In a 1963 interview with Time, Lady Bird Johnson spoke fondly of Zephyr and her “[expertise] at spoon bread, homemade ice cream, and monumental Sunday breakfasts of deer sausage, home-cured bacon, popovers, grits, scrambled eggs, homemade peach preserves, and coffee.” Wright’s Pedernales River Chili is probably her most famous “family recipe” crafted for the Johnsons. (Rather than beef, LBJ preferred his chili with venison.) Named after LBJ’s Hill Country Ranch, Wright’s chili con carne became famous enough that Lady Bird had it printed on recipe cards that she mailed to the many Americans who wrote to her requesting it.
Yet Wright’s most important public-facing work was of a different nature, one focused on the pressing civil rights abuses faced by African Americans. A government official from the 1960s remembered attending an awkward lunch at the Johnsons’ house before he became president. When Johnson directed Wright to drive with her husband to Austin, Texas, she told him no: “When [we] drive to Texas and I have to go to the bathroom, like Lady Bird or the girls, I am not allowed to go to the bathroom. I have to find a bush and squat. When it comes time to eat, we can’t go into restaurants. We have to eat out of a brown bag. And at night, Sammy sleeps in the front of the car with the steering wheel around his neck, while I sleep in the back. We are not going to do it again.” In response, Johnson walked right out of the room.

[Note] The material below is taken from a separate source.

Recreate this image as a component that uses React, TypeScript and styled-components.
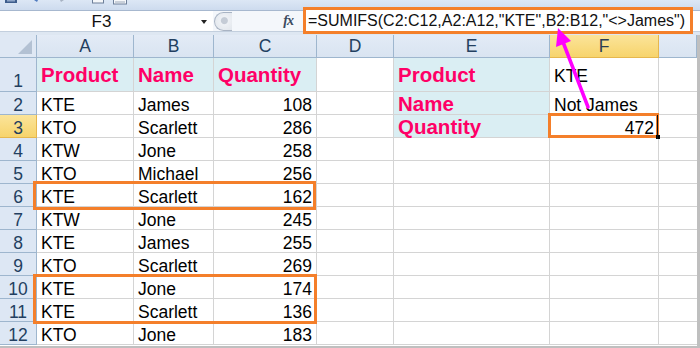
import React from "react";
import styled, { createGlobalStyle } from "styled-components";

const GlobalStyle = createGlobalStyle`
  html, body { margin: 0; padding: 0; background: #fff; }
  body { font-family: "Liberation Sans", Arial, sans-serif; }
`;

const LETTERS = ["A", "B", "C", "D", "E", "F", "G"];
const ORANGE = "#f47f2a";
const PINK = "#ff0066";

type CellData = { text?: string; head?: boolean; num?: boolean };

const rows: CellData[][] = [
  [{ text: "Product", head: true }, { text: "Name", head: true }, { text: "Quantity", head: true }, {}, { text: "Product", head: true }, { text: "KTE" }, {}],
  [{ text: "KTE" }, { text: "James" }, { text: "108", num: true }, {}, { text: "Name", head: true }, { text: "Not James" }, {}],
  [{ text: "KTO" }, { text: "Scarlett" }, { text: "286", num: true }, {}, { text: "Quantity", head: true }, { text: "472", num: true }, {}],
  ...[
    ["KTW", "Jone", "258"],
    ["KTO", "Michael", "256"],
    ["KTE", "Scarlett", "162"],
    ["KTW", "Jone", "245"],
    ["KTE", "James", "255"],
    ["KTO", "Scarlett", "269"],
    ["KTE", "Jone", "174"],
    ["KTE", "Scarlett", "136"],
    ["KTO", "Jone", "183"],
  ].map(([a, b, c]) => [{ text: a }, { text: b }, { text: c, num: true }, {}, {}, {}, {}]),
];

const App = () => {
  return (
    <Page>
      <GlobalStyle />
      <TopStrip>
        <svg width="700" height="10" viewBox="0 0 700 10">
          <rect x="5" y="0" width="12" height="3" fill="#3d5d8c" />
          <rect x="7" y="0" width="8" height="1.5" fill="#8fa6c8" />
          <path d="M34 0 L38 0 L37 2 Z" fill="#4f7bbf" />
          <path d="M60 0 L64 0 L61 2 Z" fill="#a7b2c2" />
          <rect x="92.5" y="-2" width="11" height="5" fill="#f5f7fa" stroke="#6d7f99" />
          <rect x="113.5" y="-2" width="13" height="6" fill="#f7f8fa" stroke="#6d7f99" />
          <line x1="115" y1="2" x2="125" y2="2" stroke="#9aa8bb" />
        </svg>
      </TopStrip>
      <FormulaBar>
        <NameBox>
          <NameText>F3</NameText>
          <DropArrow />
        </NameBox>
        <Controls>
          <Grip />
          <Fx>fx</Fx>
        </Controls>
        <FormulaField>=SUMIFS(C2:C12,A2:A12,"KTE",B2:B12,"&lt;&gt;James")</FormulaField>
      </FormulaBar>
      <Separator />
      <SheetFrame>
        <Sheet>
          <Corner>
            <svg width="36" height="22" viewBox="0 0 36 22">
              <polygon points="32,5 32,19 18,19" fill="#b3c1d3" />
            </svg>
          </Corner>
          {LETTERS.map((l) => (
            <ColHead key={l} $active={l === "F"} $clipped={l === "G"}>{l}</ColHead>
          ))}
          {rows.map((row, r) => (
            <React.Fragment key={r}>
              <RowHead $active={r === 2} $tall={r === 0}>{r + 1}</RowHead>
              {row.map((c, i) => (
                <Cell key={i} $head={c.head} $num={c.num} $tall={r === 0} $last={i === 6}>
                  {c.text}
                </Cell>
              ))}
            </React.Fragment>
          ))}
          <RangeBox $top={146} $left={33} $w={283} $h={29} />
          <RangeBox $top={239} $left={33} $w={284} $h={50} />
          <ActiveBox $top={78} $left={548} $w={111} $h={25}>
            <FillHandle />
          </ActiveBox>
        </Sheet>
      </SheetFrame>
      <ArrowLayer width="700" height="348" viewBox="0 0 700 348">
        <line x1="563" y1="42" x2="588" y2="107" stroke="#ff00ff" strokeWidth="3.5" strokeLinecap="round" />
        <polygon points="558,28 571,41 556,47" fill="#ff00ff" />
      </ArrowLayer>
    </Page>
  );
};

export default App;

const Page = styled.div`
  position: relative;
  width: 700px;
  height: 348px;
  overflow: hidden;
  background: #fff;
  font-family: "Liberation Sans", Arial, sans-serif;
`;

const TopStrip = styled.div`
  height: 10px;
  background: linear-gradient(#dce7f5, #cddbee);
  svg { display: block; }
`;

const FormulaBar = styled.div`
  display: flex;
  height: 20px;
  border-top: 1px solid #a7b8cf;
  background: #fff;
`;

const NameBox = styled.div`
  width: 213px;
  display: flex;
  align-items: center;
  background: #fff;
`;

const NameText = styled.div`
  flex: 1;
  text-align: center;
  font-size: 17px;
  line-height: 1;
  color: #111;
  padding-left: 2px;
`;

const DropArrow = styled.div`
  width: 0;
  height: 0;
  margin-right: 6px;
  margin-top: 2px;
  border-left: 3.5px solid transparent;
  border-right: 3.5px solid transparent;
  border-top: 4px solid #222;
`;

const Controls = styled.div`
  width: 90px;
  display: flex;
  align-items: center;
  justify-content: space-between;
  background: #f4f7fb;
  padding-right: 10px;
  box-sizing: border-box;
`;

const Grip = styled.div`
  width: 18px;
  height: 19px;
  margin-left: 1px;
  border: 1px solid #a9b4c4;
  border-right: none;
  border-radius: 10px 0 0 10px;
  background: radial-gradient(circle at 55% 45%, #c5ccd6 0 3px, #eef1f5 4px, #dfe4ea 100%);
  box-sizing: border-box;
`;

const Fx = styled.div`
  font-family: "Liberation Serif", "Times New Roman", serif;
  font-style: italic;
  font-weight: bold;
  font-size: 14px;
  color: #3a4a60;
  letter-spacing: -1px;
`;

const FormulaField = styled.div`
  position: relative;
  z-index: 3;
  flex: 1;
  margin: -4px 7px -3px 0;
  border: 3px solid ${ORANGE};
  background: #fff;
  display: flex;
  align-items: center;
  padding-left: 2px;
  font-size: 16px;
  line-height: 1;
  color: #111;
  white-space: nowrap;
`;

const Separator = styled.div`
  height: 4px;
  background: #dee7f2;
  border-top: 1px solid #c3cfde;
  box-sizing: border-box;
`;

const SheetFrame = styled.div`
  width: 697px;
  padding-bottom: 1px;
  border-right: 3px solid #bfbfbf;
  border-bottom: 2px solid #bfbfbf;
  background: #fff;
`;

const Sheet = styled.div`
  position: relative;
  display: grid;
  grid-template-columns: 37px 97px 80px 103px 77px 156px 109px 38px;
  grid-template-rows: 23px 34px repeat(11, 23px);
`;

const Corner = styled.div`
  background: #dfe8f4;
  border-right: 1px solid #9eb6ce;
  border-bottom: 1px solid #9eb6ce;
  svg { display: block; }
`;

const ColHead = styled.div<{ $active?: boolean; $clipped?: boolean }>`
  display: flex;
  align-items: center;
  justify-content: ${(p) => (p.$clipped ? "flex-start" : "center")};
  padding-left: ${(p) => (p.$clipped ? "37px" : "0")};
  overflow: hidden;
  font-size: 17.5px;
  line-height: 1;
  color: ${(p) => (p.$active ? "#2c3c52" : "#233f60")};
  background: ${(p) => (p.$active ? "linear-gradient(#fbe49a, #f7d46c)" : "linear-gradient(#e3ebf6, #d9e4f1)")};
  border-right: 1px solid ${(p) => (p.$active ? "#e6b74e" : "#9eb6ce")};
  border-bottom: 1px solid ${(p) => (p.$active ? "#e6b74e" : "#9eb6ce")};
  padding-top: 1px;
`;

const RowHead = styled.div<{ $active?: boolean; $tall?: boolean }>`
  display: flex;
  align-items: flex-end;
  justify-content: center;
  font-size: 17.5px;
  line-height: 1;
  padding-bottom: ${(p) => (p.$tall ? "1px" : "0")};
  color: #233f60;
  background: ${(p) => (p.$active ? "linear-gradient(#fbe49a, #f7d46c)" : "#dde7f4")};
  border-right: 1px solid ${(p) => (p.$active ? "#e6b74e" : "#9eb6ce")};
  border-bottom: 1px solid ${(p) => (p.$active ? "#e6b74e" : "#9eb6ce")};
`;

const Cell = styled.div<{ $head?: boolean; $num?: boolean; $tall?: boolean; $last?: boolean }>`
  display: flex;
  align-items: flex-end;
  justify-content: ${(p) => (p.$num ? "flex-end" : "flex-start")};
  padding: ${(p) => (p.$tall ? "0 4px 6px 4px" : "0 4px 0 4px")};
  background: ${(p) => (p.$head ? "#daeef3" : "#fff")};
  color: ${(p) => (p.$head ? PINK : "#000")};
  font-weight: ${(p) => (p.$head ? "bold" : "normal")};
  font-size: ${(p) => (p.$head ? "20.5px" : "17.5px")};
  line-height: 1;
  white-space: nowrap;
  border-right: ${(p) => (p.$last ? "none" : "1px solid #d4d4d4")};
  border-bottom: 1px solid #d4d4d4;
`;

const RangeBox = styled.div<{ $top: number; $left: number; $w: number; $h: number }>`
  position: absolute;
  top: ${(p) => p.$top}px;
  left: ${(p) => p.$left}px;
  width: ${(p) => p.$w}px;
  height: ${(p) => p.$h}px;
  border: 3px solid ${ORANGE};
  box-sizing: border-box;
  pointer-events: none;
`;

const ActiveBox = styled(RangeBox)`
  &::after {
    content: "";
    position: absolute;
    right: -2px;
    top: -1px;
    width: 1px;
    height: 24px;
    background: #111;
  }
`;

const FillHandle = styled.div`
  position: absolute;
  right: -4px;
  bottom: -4px;
  width: 4px;
  height: 4px;
  background: #000;
`;

const ArrowLayer = styled.svg`
  position: absolute;
  left: 0;
  top: 0;
  z-index: 10;
  pointer-events: none;
`;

Several years later, on July 2, 1964, Lyndon Johnson signed the Civil Rights Act. He gave the pen he used to sign it to Zephyr Wright, telling her she “[deserved] it more than anyone else.” Many believe that Wright explained the realities of racism to him, and, as Miller notes, Johnson used examples of the racism Wright faced when pressing for the bill. She used her proximity to the powerful family to make her experience of inequality legible and human. As the woman in charge of their table, she had that ability.